John Steinbeck’s admirable early work was an important part of my own formative reading: the grit of his descriptions, his deceptive simplicity, so free of the intrusive style that often bothered me in Hemingway and even Faulkner. The clear feel . . . I love the clear feel of “The Red Pony,” which is in The Long Valley, even though it betrayed an early tendency toward that sentimentality which would mar the later work, but shouldn’t obscure the extraordinary qualities of simplicity and clarity. Here’s the very beginning of “The Red Pony”:

At daybreak Billy Buck emerged from the bunkhouse and stood for a moment on the porch looking up at the sky. He was a broad, bandy-legged little man with a walrus moustache, with square hands, puffed and muscled on the palms. His eyes were a contemplative, watery gray and the hair which protruded from under his Stetson hat was spiky and weathered. Billy was still stuffing his shirt into his blue jeans as he stood on the porch. He unbuckled his belt and tightened it again. The belt showed, by the worn shiny places opposite each hole, the gradual increase of Billy’s middle over a period of years. When he had seen to the weather, Billy cleared each nostril by holding its mate closed with his forefinger and blowing fiercely. Then he walked down to the barn. . . .

Now that’s good writing. It’s very precise, very evocative. You instantly know who Billy Buck is, and that’s quite an accomplishment. These days simplicity is out of fashion, but it will come back. Storytelling is always valuable. Indian people in some tribes are not allowed to tell stories in the summertime, during the harvest, in the season of plenty; they save storytelling for winter. That’s how precious stories are in every traditional culture I’ve been exposed to.

The books that stick to my ribs even today are Of Mice and Men, In Dubious Battle, and The Grapes of Wrath, which concerned farm labor, and especially migrant labor in the Sacramento valley. One reason they stay with me is that they evoke my own travels—they’re like the dreams behind all of my travels. I used to hang out with an Indian friend on the east side of the Salinas Valley, where Steinbeck came from; that’s the Long Valley. And again, later in life, I worked with Cesar Chavez in the Sacramento Valley, and went up and down the valley, and of course the Sacramento Valley is the scene of The Grapes of Wrath. And the place names have not changed. I was doing a book on the grape boycott, which was simply a continuation of the conditions that Steinbeck wrote about in The Grapes of Wrath. And the organizers who worked with Chavez had known the organizers whom Steinbeck knew. The echoes are still there—powerful echoes.

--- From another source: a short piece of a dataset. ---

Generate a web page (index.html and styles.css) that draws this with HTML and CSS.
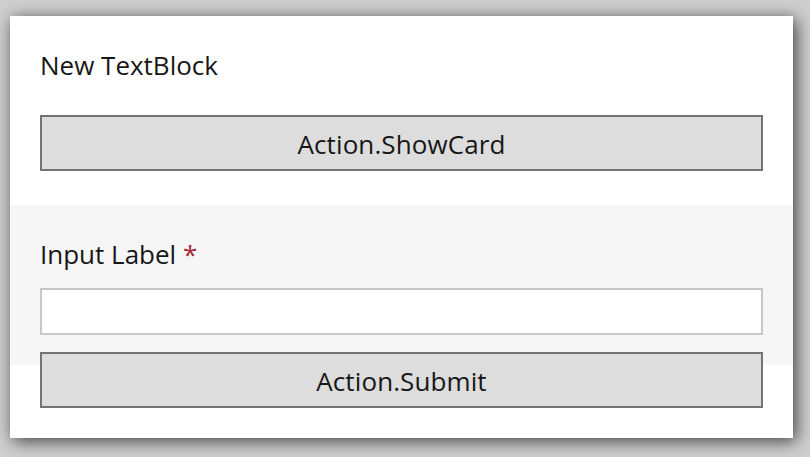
FILE: index.html
```html
<!DOCTYPE html>
<html lang="en">
<head>
<meta charset="utf-8">
<title>Adaptive Card</title>
<link rel="stylesheet" href="styles.css">
</head>
<body>
  <div class="card">
    <div class="text-block">New TextBlock</div>
    <button class="action-btn show-card-btn" type="button">Action.ShowCard</button>
    <div class="show-card">
      <label class="input-label" for="inp">Input Label <span class="required">*</span></label>
      <input class="text-input" id="inp" type="text">
    </div>
    <button class="action-btn submit-btn" type="button">Action.Submit</button>
  </div>
</body>
</html>
```

FILE: styles.css
```css
html, body {
  margin: 0;
  padding: 0;
}

body {
  background: #cfcfcf;
  width: 810px;
  height: 457px;
  box-sizing: border-box;
  padding: 16px 17px 19px 10px;
  font-family: "Open Sans", "Noto Sans", sans-serif;
  color: #171717;
  overflow: hidden;
}

.card {
  background: #ffffff;
  width: 783px;
  height: 422px;
  box-sizing: border-box;
  padding: 30px;
  box-shadow: 3px 3px 16px rgba(0, 0, 0, 0.7);
  display: flex;
  flex-direction: column;
}

.text-block {
  font-size: 26px;
  line-height: 35px;
  height: 35px;
  padding-top: 2px;
}

.action-btn {
  display: flex;
  align-items: center;
  justify-content: center;
  height: 56px;
  width: 100%;
  box-sizing: border-box;
  background: #dddddd;
  border: 2px solid #737373;
  font-family: inherit;
  font-size: 26px;
  letter-spacing: 0.1px;
  color: #171717;
  padding: 2px 0 0;
  margin: 0;
}

.show-card-btn {
  margin-top: 32px;
}

.show-card {
  margin: 34px -30px 0;
  padding: 30px 30px 30px;
  background: #f6f6f6;
  display: flex;
  flex-direction: column;
}

.input-label {
  display: block;
  font-size: 26px;
  line-height: 35px;
  height: 35px;
  padding-top: 2px;
}

.required {
  color: #a4262c;
}

.text-input {
  margin-top: 16px;
  height: 47px;
  box-sizing: border-box;
  width: 100%;
  border: 2px solid #c6c6cc;
  background: #ffffff;
  padding: 0 8px;
  font-family: inherit;
  font-size: 26px;
  outline: none;
}

.submit-btn {
  margin-top: -13px;
}
```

Steinbeck had been so eloquent and empathetic in his chronicles of poor people, working people, that his increasingly conservative politics as life went on were disappointing. And so were those blockbusters, such as East of Eden. As I recall, there was enormous hoopla in the offices of the Viking Press when East of Eden came out: Book-of-the-Month Club, big bestseller, mega-movie sale, James Dean. I’m afraid that was also the first Steinbeck novel I put down unfinished. Tom Ginzburg told me that John Steinbeck was depressed as he and his wife Elaine set off on a sea voyage to celebrate his huge success with East of Eden. He felt he was being honored too late, for the wrong book, and that his best work was behind him. Possibly he was right. And perhaps this is why John Steinbeck’s work, as often happens in the decades after a writer’s death, is now in shadow. Hard-won simplicity, not to speak of story, are out of critical fashion. But I like to believe that the shadow is a cloud over the sun. Even so great a writer as Joseph Conrad, after all, suffered a dimming of his reputation after his death. Now Conrad has returned into the light, where he will stay. It would be wonderful if the centennial of his birth ignited a fresh appraisal of John Steinbeck, a marvelous storyteller whose best fiction will surely stay in the light.